Ludwig the crosstube seems to me a sensible modification. It was one of the improvements on the Commando frame made by Norton on their Thruxton Club Racer to be sold in the mid seventies. If it's welded properly why should it be prone to crack :?:
Holland Norton Works do this modification on their "Perfect Commando" as well:
New Guy with a barn find
 
There is room for argument on the term "perfect", but that is one gorgeous Commando, and good enough that i'd keep it if it were given to me!
 
nortonspeed said:
Frank ,sorry to hijack the thread , but what is your opinion ( or others ?) about the crosstube some people ( like Kenny Dreer ) weld between the front down tubes ?
I have been thinking about this , but hesitate to do it . Maybe better a little flex than a crack ? .

Ludwig the crosstube seems to me a sensible modification.

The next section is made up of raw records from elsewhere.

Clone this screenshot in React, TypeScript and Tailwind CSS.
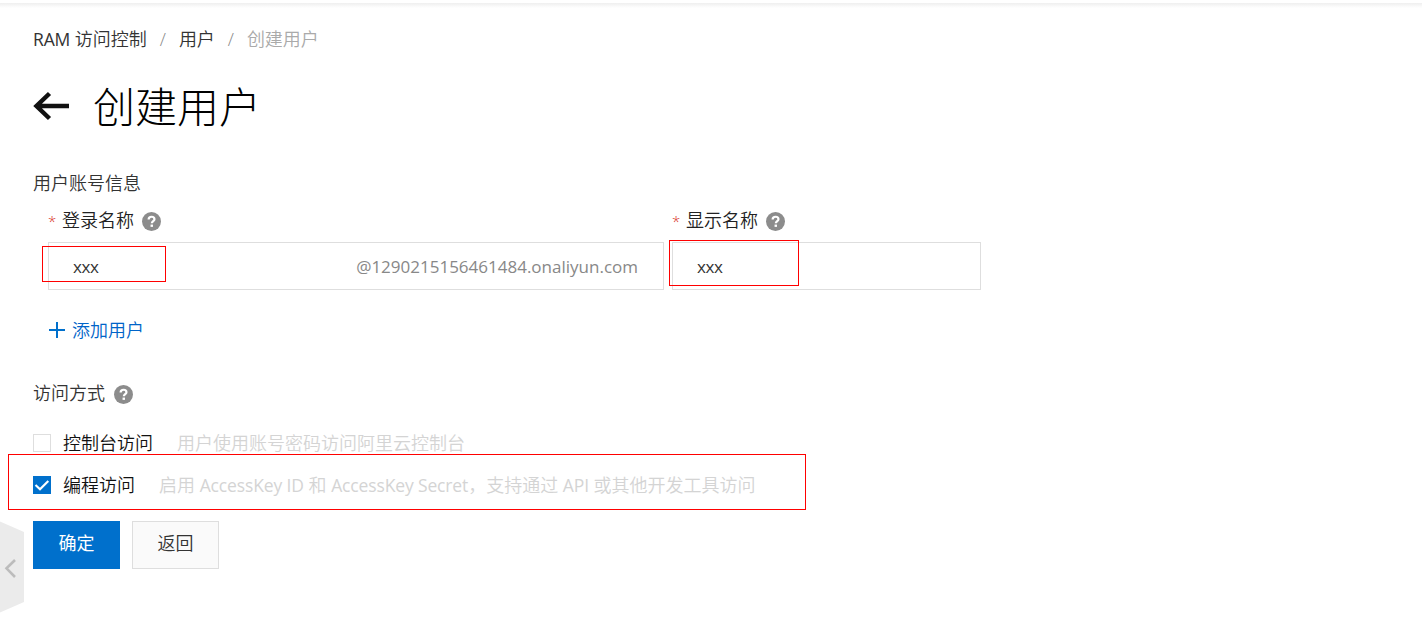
import type { ReactNode } from "react";

function HelpIcon() {
  return (
    <svg width="19" height="19" viewBox="0 0 18 18" className="shrink-0">
      <circle cx="9" cy="9" r="9" fill="#8c8c8c" />
      <path
        d="M6.3 7c0-1.6 1.1-2.5 2.8-2.5s2.7.9 2.7 2.3c0 1.9-2.5 1.8-2.5 3.9"
        fill="none"
        stroke="#fff"
        strokeWidth="2.1"
      />
      <rect x="8.1" y="11.9" width="2.3" height="2.2" fill="#fff" />
    </svg>
  );
}

// Latin runs are set slightly smaller than the Chinese around them
function Latin({ children }: { children: ReactNode }) {
  return <span className="text-[17.5px] font-normal tracking-[-0.14px]">{children}</span>;
}

function Field({ label, suffix, className, highlight }: {
  label: string;
  suffix?: string;
  className: string;
  highlight: string;
}) {
  return (
    <div className={className}>
      <div className="flex h-[42px] items-center">
        <span className="w-3.5 text-[15px] font-[350] text-[#d93026]">*</span>
        <span className="-mt-0.5 text-[#222]">{label}</span>
        <span className="ml-2 mt-px">
          <HelpIcon />
        </span>
      </div>
      <div className="relative flex h-12 items-center justify-between border border-[#dedede] px-6 pt-px text-[17px] font-normal">
        <span className="tracking-[-0.4px] text-[#333]">xxx</span>
        {suffix && <span className="mr-px text-[#888]">{suffix}</span>}
        <span className={`pointer-events-none absolute border border-[#f00] ${highlight}`} />
      </div>
    </div>
  );
}

function AccessOption({ label, hint, checked }: { label: string; hint: ReactNode; checked?: boolean }) {
  return (
    <div className="flex h-[42px] items-center whitespace-nowrap">
      {checked ? (
        <span className="size-[18px] bg-[#0070cc]">
          <svg width="18" height="18" viewBox="0 0 18 18" fill="none" stroke="#fff" strokeWidth="2.2">
            <path d="M2.5 9l4.5 4.2L15.3 5" />
          </svg>
        </span>
      ) : (
        <span className="size-[18px] border border-[#dedede]" />
      )}
      <span className="ml-3 text-[#111]">{label}</span>
      <span className="ml-6 text-[#d4d4d4]">{hint}</span>
    </div>
  );
}

export default function App() {
  return (
    <div className="relative h-[632px] w-full overflow-hidden bg-white font-['Open_Sans','Noto_Sans_CJK_SC',sans-serif] text-[18px] leading-6 font-[350] text-[#333]">
      <div className="mt-[3px] h-[5px] bg-linear-to-b from-[#efefef] to-white" />

      <main className="pl-[33px]">
        <nav className="mt-[19px] flex h-6 items-center">
          <span><Latin>RAM</Latin> 访问控制</span>
          <span className="w-8 text-center text-[#888]">/</span>
          <span>用户</span>
          <span className="w-8 text-center text-[#888]">/</span>
          <span className="text-[#aaa]">创建用户</span>
        </nav>

        <header className="mt-[32px] flex h-12 items-center">
          <svg width="37" height="30" viewBox="0 0 37 30" fill="none" stroke="#111" strokeWidth="4.5" className="-mt-0.5">
            <path d="M3 15H36M16.5 2.5L3.5 15l13 12.5" />
          </svg>
          <h1 className="ml-[23px] text-[42px] leading-[48px] font-light text-[#000]">创建用户</h1>
        </header>

        <h2 className="mt-10">用户账号信息</h2>
        <div className="mt-[5px] ml-[15px] flex gap-2">
          <Field
            label="登录名称"
            suffix="@1290215156461484.onaliyun.com"
            className="w-[616px]"
            highlight="-left-[7px] top-[3px] h-9 w-[124px]"
          />
          <Field label="显示名称" className="w-[309px]" highlight="-left-1 -top-[3px] h-[46px] w-[130px]" />
        </div>

        <button className="mt-7 ml-[15px] flex h-6 items-center text-[#0064c8]">
          <svg width="18" height="18" viewBox="0 0 18 18" stroke="#0070cc" strokeWidth="2">
            <path d="M9 1v16M1 9h16" />
          </svg>
          <span className="ml-1.5">添加用户</span>
        </button>

        <h2 className="mt-10 flex h-6 items-center">
          <span className="-mt-0.5">访问方式</span>
          <span className="ml-[9px] mt-px">
            <HelpIcon />
          </span>
        </h2>

        <div className="mt-4">
          <AccessOption label="控制台访问" hint="用户使用账号密码访问阿里云控制台" />
          <div className="relative">
            <AccessOption
              checked
              label="编程访问"
              hint={
                <>
                  启用 <Latin>AccessKey ID</Latin> 和 <Latin>AccessKey Secret</Latin>，支持通过 <Latin>API</Latin> 或其他开发工具访问
                </>
              }
            />
            <span className="pointer-events-none absolute -top-[10px] -left-[25px] h-14 w-[798px] border border-[#f00]" />
          </div>
        </div>

        <div className="mt-[15px] flex gap-3">
          <button className="h-12 w-[87px] bg-[#0070cc] pb-1 font-normal text-white">确定</button>
          <button className="h-12 w-[87px] border border-[#dedede] bg-[#fafafa] pb-1 text-[#333]">返回</button>
        </div>
      </main>

      {/* sidebar handle */}
      <svg className="absolute top-[521px] left-0" width="24" height="92" viewBox="0 0 24 92">
        <path d="M0 0.5L24 11v70L0 91.5z" fill="#ebebeb" />
        <path d="M15 39l-8.5 8.3L15 56" fill="none" stroke="#bcbcbc" strokeWidth="2.6" />
      </svg>
    </div>
  );
}
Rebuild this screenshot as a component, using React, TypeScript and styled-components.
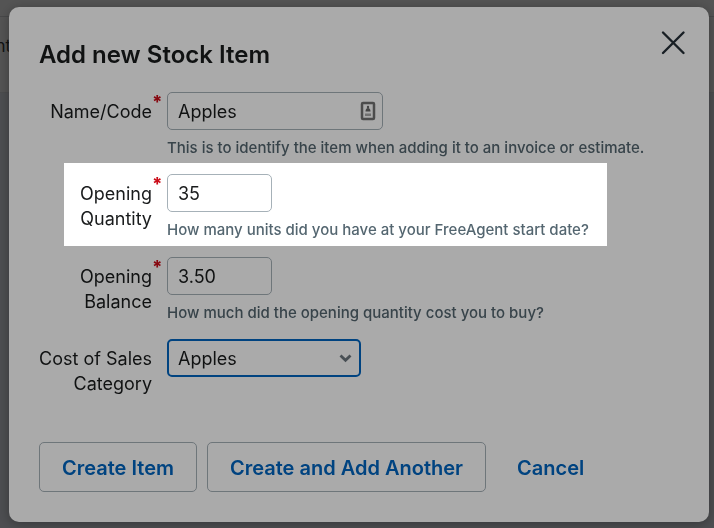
import React from "react";
import styled, { createGlobalStyle, css } from "styled-components";

const GlobalStyle = createGlobalStyle`
  *, *::before, *::after { box-sizing: border-box; }
  body {
    margin: 0;
    overflow: hidden;
    font-family: Inter, "Liberation Sans", sans-serif;
    color: #191b1c;
  }
`;

const Page = styled.div`
  display: flex;
  flex-direction: column;
  min-height: 100vh;
  background: #74767a;
`;

const TopBar = styled.header`
  height: 17px;
  background: #7f7f7f;
  border-bottom: 1px solid #6c6d6e;
`;

const NavBar = styled.nav`
  display: flex;
  align-items: center;
  height: 76px;
  padding-bottom: 18px;
  background: #7f7f7f;
  border-bottom: 1px solid #727375;
  font-size: 17px;
`;

const NavItem = styled.span`
  display: flex;
  justify-content: flex-end;
  width: 11px;
`;

const Backdrop = styled.div`
  position: fixed;
  inset: 0;
  padding: 7px 5px 6px 9px;
  overflow: hidden;
`;

const Dialog = styled.section`
  padding: 30px;
  background: #fff;
  border-radius: 10px;
  box-shadow: 0 2px 12px rgba(0, 0, 0, 0.3);
`;

const DialogHeader = styled.header`
  display: flex;
  align-items: flex-start;
  justify-content: space-between;
  height: 44px;
`;

const Title = styled.h1`
  margin: 0;
  font-size: 24px;
  line-height: 36px;
  font-weight: 600;
`;

const CloseButton = styled.button`
  display: flex;
  margin: -9px -9px 0 0;
  padding: 0;
  border: 0;
  background: none;
  color: #252f37;
`;

const Field = styled.div<{ $highlighted?: boolean }>`
  position: ${(p) => (p.$highlighted ? "relative" : "static")};
  display: grid;
  grid-template-columns: 128px 1fr;
  align-items: start;
  min-height: ${(p) => (p.$highlighted ? 83 : 82)}px;
  padding-top: 11px;
`;

const Label = styled.label`
  display: grid;
  grid-template-columns: 113px 12px;
  font-size: 18px;
  line-height: 25px;
  text-align: right;
`;

const LabelText = styled.span`
  padding-top: 7px;
`;

const Required = styled.span`
  color: #cb0c18;
  font-size: 18px;
  line-height: 20px;
  font-weight: 800;
  text-align: left;
`;

const Control = styled.div`
  display: flex;
  flex-direction: column;
  align-items: flex-start;
`;

const controlStyle = css`
  width: 100%;
  height: 38px;
  padding: 0 10px;
  border: 1px solid #a6b1b8;
  border-radius: 5px;
  background: transparent;
  color: #191b1c;
  font-family: inherit;
  font-size: 18px;
  outline: none;
`;

const InputShell = styled.div<{ $width: number }>`
  display: grid;
  align-items: center;
  width: ${(p) => p.$width}px;
  max-width: 100%;

  > * {
    grid-area: 1 / 1;
  }

  > svg {
    justify-self: end;
    margin-right: 7px;
    pointer-events: none;
  }
`;

const TextInput = styled.input`
  ${controlStyle}
`;

const Select = styled.select`
  ${controlStyle}
  appearance: none;
  padding: 0 9px;
  border: 2px solid #0065c1;
`;

const Help = styled.p`
  margin: 7px 0 0;
  color: #546670;
  font-size: 15px;
  line-height: 22px;
  font-weight: 500;
`;

const Spotlight = styled.div`
  position: absolute;
  z-index: 1;
  inset: 0 72px 0 25px;
  box-shadow: 0 0 0 2000px rgba(0, 0, 0, 0.333);
  pointer-events: none;
`;

const Actions = styled.footer`
  display: flex;
  gap: 10px;
  margin-top: 32px;
`;

const Button = styled.button<{ $plain?: boolean }>`
  height: 50px;
  padding: 2px ${(p) => (p.$plain ? 20 : 22)}px 0;
  border: 1px solid ${(p) => (p.$plain ? "transparent" : "#a6b1b8")};
  border-radius: 5px;
  background: none;
  color: #0065c1;
  font-family: inherit;
  font-size: 20px;
  font-weight: 600;
  white-space: nowrap;
`;

const CloseIcon = () => (
  <svg width="30" height="30" viewBox="0 0 30 30" fill="none" stroke="currentColor" strokeWidth="2.4" strokeLinecap="round" aria-hidden="true">
    <path d="M5 4.500 25.500 25M25.500 4.500 5 25" />
  </svg>
);

const ContactIcon = () => (
  <svg width="16" height="20" viewBox="0 0 16 20" aria-hidden="true">
    <rect x="2" y="2" width="12" height="16" rx="1" fill="none" stroke="#737373" strokeWidth="2.500" />
    <circle cx="8" cy="6" r="1.200" fill="#686868" />
    <path d="M5.500 10.500c0-2 1-3.500 2.500-3.500s2.500 1.500 2.500 3.500z" fill="#686868" />
    <path d="M5 12.500h6v2.500H5z" fill="#aaa" />
  </svg>
);

const ChevronIcon = () => (
  <svg width="16" height="14" viewBox="0 0 16 14" fill="none" stroke="#6d777f" strokeWidth="2.800" aria-hidden="true">
    <path d="M2.500 4.500 7.500 9.300l5-4.800" />
  </svg>
);

type FieldRowProps = {
  id: string;
  label: string;
  required?: boolean;
  help?: string;
  highlighted?: boolean;
  children: React.ReactNode;
};

const FieldRow = ({ id, label, required, help, highlighted, children }: FieldRowProps) => (
  <Field $highlighted={highlighted}>
    <Label htmlFor={id}>
      <LabelText>{label}</LabelText>
      {required && <Required>*</Required>}
    </Label>
    <Control>
      {children}
      {help && <Help id={`${id}-help`}>{help}</Help>}
    </Control>
    {highlighted && <Spotlight />}
  </Field>
);

export default function App() {
  return (
    <>
      <GlobalStyle />
      <Page>
        <TopBar />
        <NavBar>
          <NavItem>nt</NavItem>
        </NavBar>
      </Page>
      <Backdrop>
        <Dialog role="dialog" aria-modal="true" aria-labelledby="dialog-title">
          <DialogHeader>
            <Title id="dialog-title">Add new Stock Item</Title>
            <CloseButton type="button" aria-label="Close">
              <CloseIcon />
            </CloseButton>
          </DialogHeader>
          <form onSubmit={(e) => e.preventDefault()}>
            <FieldRow id="name" label="Name/Code" required help="This is to identify the item when adding it to an invoice or estimate.">
              <InputShell $width={216}>
                <TextInput id="name" defaultValue="Apples" aria-describedby="name-help" />
                <ContactIcon />
              </InputShell>
            </FieldRow>
            <FieldRow id="quantity" label="Opening Quantity" required highlighted help="How many units did you have at your FreeAgent start date?">
              <InputShell $width={105}>
                <TextInput id="quantity" defaultValue="35" aria-describedby="quantity-help" />
              </InputShell>
            </FieldRow>
            <FieldRow id="balance" label="Opening Balance" required help="How much did the opening quantity cost you to buy?">
              <InputShell $width={105}>
                <TextInput id="balance" defaultValue="3.50" aria-describedby="balance-help" />
              </InputShell>
            </FieldRow>
            <FieldRow id="category" label="Cost of Sales Category">
              <InputShell $width={194}>
                <Select id="category" defaultValue="Apples">
                  <option>Apples</option>
                </Select>
                <ChevronIcon />
              </InputShell>
            </FieldRow>
            <Actions>
              <Button type="submit">Create Item</Button>
              <Button type="button">Create and Add Another</Button>
              <Button type="button" $plain>Cancel</Button>
            </Actions>
          </form>
        </Dialog>
      </Backdrop>
    </>
  );
}
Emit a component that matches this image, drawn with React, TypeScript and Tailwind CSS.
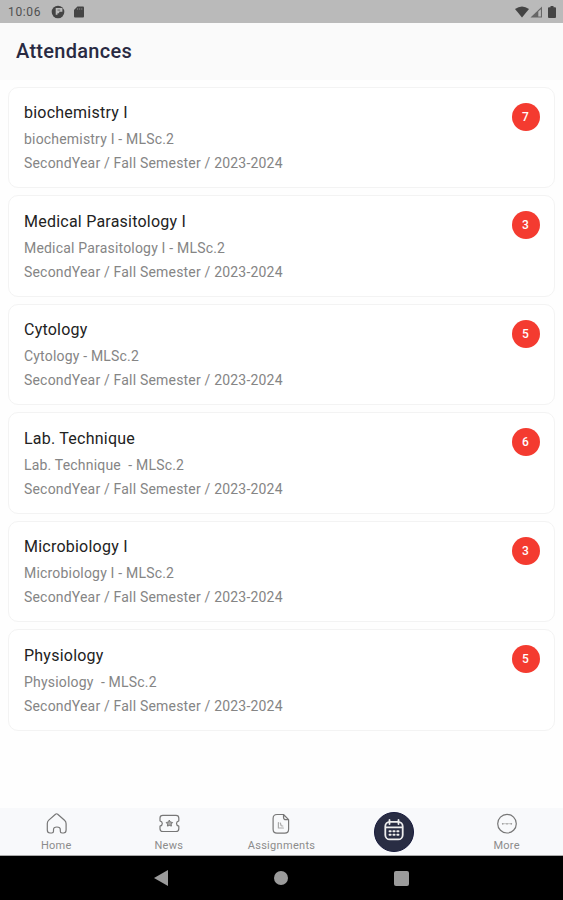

It was one of the improvements on the Commando frame made by Norton on their Thruxton Club Racer to be sold in the mid seventies. If it's welded properly why should it be prone to crack :?:
Holland Norton Works do this modification on their "Perfect Commando" as well:
New Guy with a barn find

New Guy with a barn find


Ludwig I put one in because I like triangulations but I did shim my front iso as to put no stress on those thin downtubes
As I did more frame mods I cannot say what difference it makes but the bike HANDLES alas it also bibbert een beetje

look 79x100 it worked so when I see You next time we will have to taste that Witkap
 
ludwig said:
Frank ,sorry to hijack the thread , but what is your opinion ( or others ?) about the crosstube some people ( like Kenny Dreer ) weld between the front down tubes ?
I have been thinking about this , but hesitate to do it . Maybe better a little flex than a crack ? .
I put a crosstube in my frame 20,000mi ago and rode over the Alaska Highway without cracking it. The idea was to make a small incremental improvement in the lateral stiffness in the downtubes for the front iso. The tubes have such thin walls and are so long that they can't be expected to do much to locate the front iso laterally. Using a headsteady that takes on some of that load goes a long way lessen what the front iso has to deal with.